Available data
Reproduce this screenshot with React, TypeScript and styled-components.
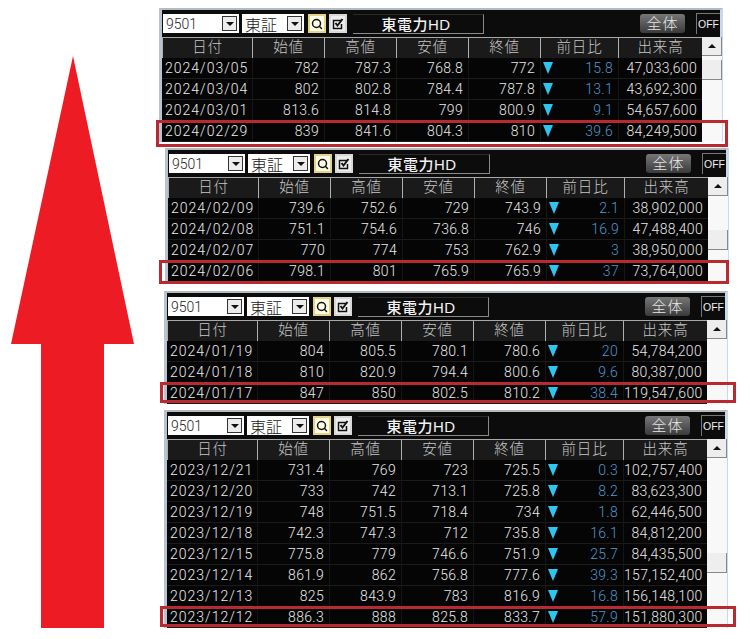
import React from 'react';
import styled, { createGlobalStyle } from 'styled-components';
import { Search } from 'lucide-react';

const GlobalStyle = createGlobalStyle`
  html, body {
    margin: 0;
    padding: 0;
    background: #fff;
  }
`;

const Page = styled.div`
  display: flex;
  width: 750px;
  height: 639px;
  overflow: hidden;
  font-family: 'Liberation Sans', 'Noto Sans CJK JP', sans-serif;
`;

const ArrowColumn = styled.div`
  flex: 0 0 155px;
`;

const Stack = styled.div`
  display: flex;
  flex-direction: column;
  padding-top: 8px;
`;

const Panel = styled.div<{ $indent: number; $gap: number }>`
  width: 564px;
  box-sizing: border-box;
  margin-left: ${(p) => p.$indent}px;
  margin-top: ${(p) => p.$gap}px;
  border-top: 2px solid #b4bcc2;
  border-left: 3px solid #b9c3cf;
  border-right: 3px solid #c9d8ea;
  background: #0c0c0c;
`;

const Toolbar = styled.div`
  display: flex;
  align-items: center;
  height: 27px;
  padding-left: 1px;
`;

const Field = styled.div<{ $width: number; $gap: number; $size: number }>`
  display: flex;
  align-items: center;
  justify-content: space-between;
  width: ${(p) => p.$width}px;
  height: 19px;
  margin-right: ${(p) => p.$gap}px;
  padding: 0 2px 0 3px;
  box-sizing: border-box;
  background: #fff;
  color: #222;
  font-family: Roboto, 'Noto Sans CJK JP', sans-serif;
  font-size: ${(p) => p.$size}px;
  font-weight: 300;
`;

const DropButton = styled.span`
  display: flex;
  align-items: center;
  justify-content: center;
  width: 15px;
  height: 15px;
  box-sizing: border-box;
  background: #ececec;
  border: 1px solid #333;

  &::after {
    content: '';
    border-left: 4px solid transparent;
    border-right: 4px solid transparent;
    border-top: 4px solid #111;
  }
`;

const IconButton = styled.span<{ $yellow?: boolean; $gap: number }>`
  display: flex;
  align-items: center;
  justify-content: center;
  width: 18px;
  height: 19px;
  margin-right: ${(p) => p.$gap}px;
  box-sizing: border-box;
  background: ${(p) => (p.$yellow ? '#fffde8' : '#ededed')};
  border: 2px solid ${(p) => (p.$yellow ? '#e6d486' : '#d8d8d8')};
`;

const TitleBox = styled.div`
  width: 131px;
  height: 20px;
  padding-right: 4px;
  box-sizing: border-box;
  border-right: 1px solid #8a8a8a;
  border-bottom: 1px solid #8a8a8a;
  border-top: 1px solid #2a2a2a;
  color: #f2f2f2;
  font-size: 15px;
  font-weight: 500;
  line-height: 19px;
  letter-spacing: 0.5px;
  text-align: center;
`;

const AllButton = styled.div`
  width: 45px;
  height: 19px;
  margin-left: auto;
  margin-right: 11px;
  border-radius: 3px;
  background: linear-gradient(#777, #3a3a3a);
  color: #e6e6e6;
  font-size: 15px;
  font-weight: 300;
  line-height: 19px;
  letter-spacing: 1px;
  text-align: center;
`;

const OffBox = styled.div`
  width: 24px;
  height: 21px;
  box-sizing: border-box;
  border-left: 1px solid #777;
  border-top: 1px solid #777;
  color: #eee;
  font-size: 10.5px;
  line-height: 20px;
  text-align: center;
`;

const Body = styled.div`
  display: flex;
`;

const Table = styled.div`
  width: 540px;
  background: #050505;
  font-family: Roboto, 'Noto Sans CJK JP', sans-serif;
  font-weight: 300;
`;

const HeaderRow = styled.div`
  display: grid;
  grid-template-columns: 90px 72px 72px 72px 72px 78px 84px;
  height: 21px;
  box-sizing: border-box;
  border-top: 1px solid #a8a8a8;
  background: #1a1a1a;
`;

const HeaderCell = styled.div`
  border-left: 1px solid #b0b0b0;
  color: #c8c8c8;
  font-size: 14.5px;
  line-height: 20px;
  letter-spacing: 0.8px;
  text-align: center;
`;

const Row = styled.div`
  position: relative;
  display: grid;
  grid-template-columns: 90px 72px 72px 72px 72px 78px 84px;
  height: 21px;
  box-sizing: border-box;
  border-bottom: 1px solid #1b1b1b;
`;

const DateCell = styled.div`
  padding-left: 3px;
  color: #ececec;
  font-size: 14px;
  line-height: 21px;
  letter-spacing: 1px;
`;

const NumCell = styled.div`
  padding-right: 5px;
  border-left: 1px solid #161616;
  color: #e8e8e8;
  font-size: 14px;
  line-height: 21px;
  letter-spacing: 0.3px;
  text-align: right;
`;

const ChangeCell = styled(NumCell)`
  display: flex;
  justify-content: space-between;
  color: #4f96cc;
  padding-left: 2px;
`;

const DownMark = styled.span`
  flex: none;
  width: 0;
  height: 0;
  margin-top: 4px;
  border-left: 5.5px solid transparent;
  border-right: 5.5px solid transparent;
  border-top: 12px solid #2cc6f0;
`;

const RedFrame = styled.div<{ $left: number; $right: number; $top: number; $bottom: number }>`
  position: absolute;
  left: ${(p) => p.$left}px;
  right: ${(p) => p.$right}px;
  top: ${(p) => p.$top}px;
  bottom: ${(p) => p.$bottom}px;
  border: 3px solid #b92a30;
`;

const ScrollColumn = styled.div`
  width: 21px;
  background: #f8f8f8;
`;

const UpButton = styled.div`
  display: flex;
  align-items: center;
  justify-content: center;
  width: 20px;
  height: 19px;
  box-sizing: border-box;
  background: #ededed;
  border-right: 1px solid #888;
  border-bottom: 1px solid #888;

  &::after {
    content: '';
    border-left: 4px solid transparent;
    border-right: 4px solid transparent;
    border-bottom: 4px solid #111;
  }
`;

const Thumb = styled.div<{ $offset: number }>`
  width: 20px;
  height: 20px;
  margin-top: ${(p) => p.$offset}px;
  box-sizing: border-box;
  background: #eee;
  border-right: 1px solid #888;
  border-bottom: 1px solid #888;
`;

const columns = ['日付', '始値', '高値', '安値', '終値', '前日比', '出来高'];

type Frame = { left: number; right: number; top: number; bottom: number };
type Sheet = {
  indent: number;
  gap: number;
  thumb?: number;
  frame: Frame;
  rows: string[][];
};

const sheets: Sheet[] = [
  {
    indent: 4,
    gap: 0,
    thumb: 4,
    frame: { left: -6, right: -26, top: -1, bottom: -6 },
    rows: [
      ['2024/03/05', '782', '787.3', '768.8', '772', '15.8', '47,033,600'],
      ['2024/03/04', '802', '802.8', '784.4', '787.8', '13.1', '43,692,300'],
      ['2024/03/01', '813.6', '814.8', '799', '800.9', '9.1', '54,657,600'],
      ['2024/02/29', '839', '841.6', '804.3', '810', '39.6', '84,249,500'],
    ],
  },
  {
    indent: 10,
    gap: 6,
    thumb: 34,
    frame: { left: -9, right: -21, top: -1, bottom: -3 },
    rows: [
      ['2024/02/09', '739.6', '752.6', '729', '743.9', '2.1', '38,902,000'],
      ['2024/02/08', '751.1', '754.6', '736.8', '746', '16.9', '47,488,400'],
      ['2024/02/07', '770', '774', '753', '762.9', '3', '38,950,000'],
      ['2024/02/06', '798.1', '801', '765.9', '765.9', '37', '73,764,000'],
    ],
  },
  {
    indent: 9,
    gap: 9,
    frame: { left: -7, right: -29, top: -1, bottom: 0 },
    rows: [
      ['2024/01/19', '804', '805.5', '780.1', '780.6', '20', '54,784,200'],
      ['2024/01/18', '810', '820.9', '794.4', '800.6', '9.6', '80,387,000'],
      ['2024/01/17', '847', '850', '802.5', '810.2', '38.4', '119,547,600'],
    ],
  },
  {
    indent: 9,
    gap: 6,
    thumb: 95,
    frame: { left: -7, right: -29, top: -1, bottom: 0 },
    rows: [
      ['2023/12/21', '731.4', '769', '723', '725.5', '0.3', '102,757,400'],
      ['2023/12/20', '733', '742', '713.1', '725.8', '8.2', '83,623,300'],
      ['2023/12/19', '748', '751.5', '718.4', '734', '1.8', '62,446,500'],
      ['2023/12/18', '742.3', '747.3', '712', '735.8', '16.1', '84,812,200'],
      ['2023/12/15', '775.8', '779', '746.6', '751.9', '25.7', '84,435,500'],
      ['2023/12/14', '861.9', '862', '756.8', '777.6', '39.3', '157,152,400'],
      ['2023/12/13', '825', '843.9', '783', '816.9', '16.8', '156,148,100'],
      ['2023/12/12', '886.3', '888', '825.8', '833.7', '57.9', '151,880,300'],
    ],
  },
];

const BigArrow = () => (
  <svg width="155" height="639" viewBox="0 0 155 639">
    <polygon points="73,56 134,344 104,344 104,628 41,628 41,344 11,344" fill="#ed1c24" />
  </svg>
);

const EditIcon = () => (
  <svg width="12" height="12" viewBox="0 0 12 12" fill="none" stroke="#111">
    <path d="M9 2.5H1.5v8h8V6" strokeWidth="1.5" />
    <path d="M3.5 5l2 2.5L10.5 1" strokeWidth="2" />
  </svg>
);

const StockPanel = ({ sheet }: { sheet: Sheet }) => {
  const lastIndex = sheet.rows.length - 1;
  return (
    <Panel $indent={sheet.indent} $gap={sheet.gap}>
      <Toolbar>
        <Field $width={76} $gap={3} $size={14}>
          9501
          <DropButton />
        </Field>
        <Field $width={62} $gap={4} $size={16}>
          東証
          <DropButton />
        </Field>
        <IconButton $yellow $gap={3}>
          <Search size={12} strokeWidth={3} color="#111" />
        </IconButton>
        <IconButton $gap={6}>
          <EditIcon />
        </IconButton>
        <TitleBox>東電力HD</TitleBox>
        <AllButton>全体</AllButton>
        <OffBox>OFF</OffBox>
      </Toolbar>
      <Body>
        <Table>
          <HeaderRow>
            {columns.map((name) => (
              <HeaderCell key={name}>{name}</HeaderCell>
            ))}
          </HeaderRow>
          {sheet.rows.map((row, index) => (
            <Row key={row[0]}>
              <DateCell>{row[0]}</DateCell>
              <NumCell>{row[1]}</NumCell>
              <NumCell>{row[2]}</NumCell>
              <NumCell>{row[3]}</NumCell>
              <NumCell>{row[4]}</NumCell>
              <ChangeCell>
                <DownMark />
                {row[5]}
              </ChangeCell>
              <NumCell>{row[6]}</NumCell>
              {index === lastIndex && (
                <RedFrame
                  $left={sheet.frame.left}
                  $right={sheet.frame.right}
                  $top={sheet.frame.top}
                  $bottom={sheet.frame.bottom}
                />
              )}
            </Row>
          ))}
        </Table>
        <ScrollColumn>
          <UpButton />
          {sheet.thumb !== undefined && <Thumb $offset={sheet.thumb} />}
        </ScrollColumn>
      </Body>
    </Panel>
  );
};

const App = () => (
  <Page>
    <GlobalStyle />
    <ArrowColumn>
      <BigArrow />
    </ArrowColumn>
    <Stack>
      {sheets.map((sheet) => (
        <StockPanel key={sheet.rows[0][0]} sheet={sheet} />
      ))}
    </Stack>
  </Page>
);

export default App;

Task to complete
Identify every line above with the string "components" in it. Copy those lines.

Output for this exercise
Reproduce this screenshot with React, TypeScript and styled-components.
import styled, { createGlobalStyle } from 'styled-components';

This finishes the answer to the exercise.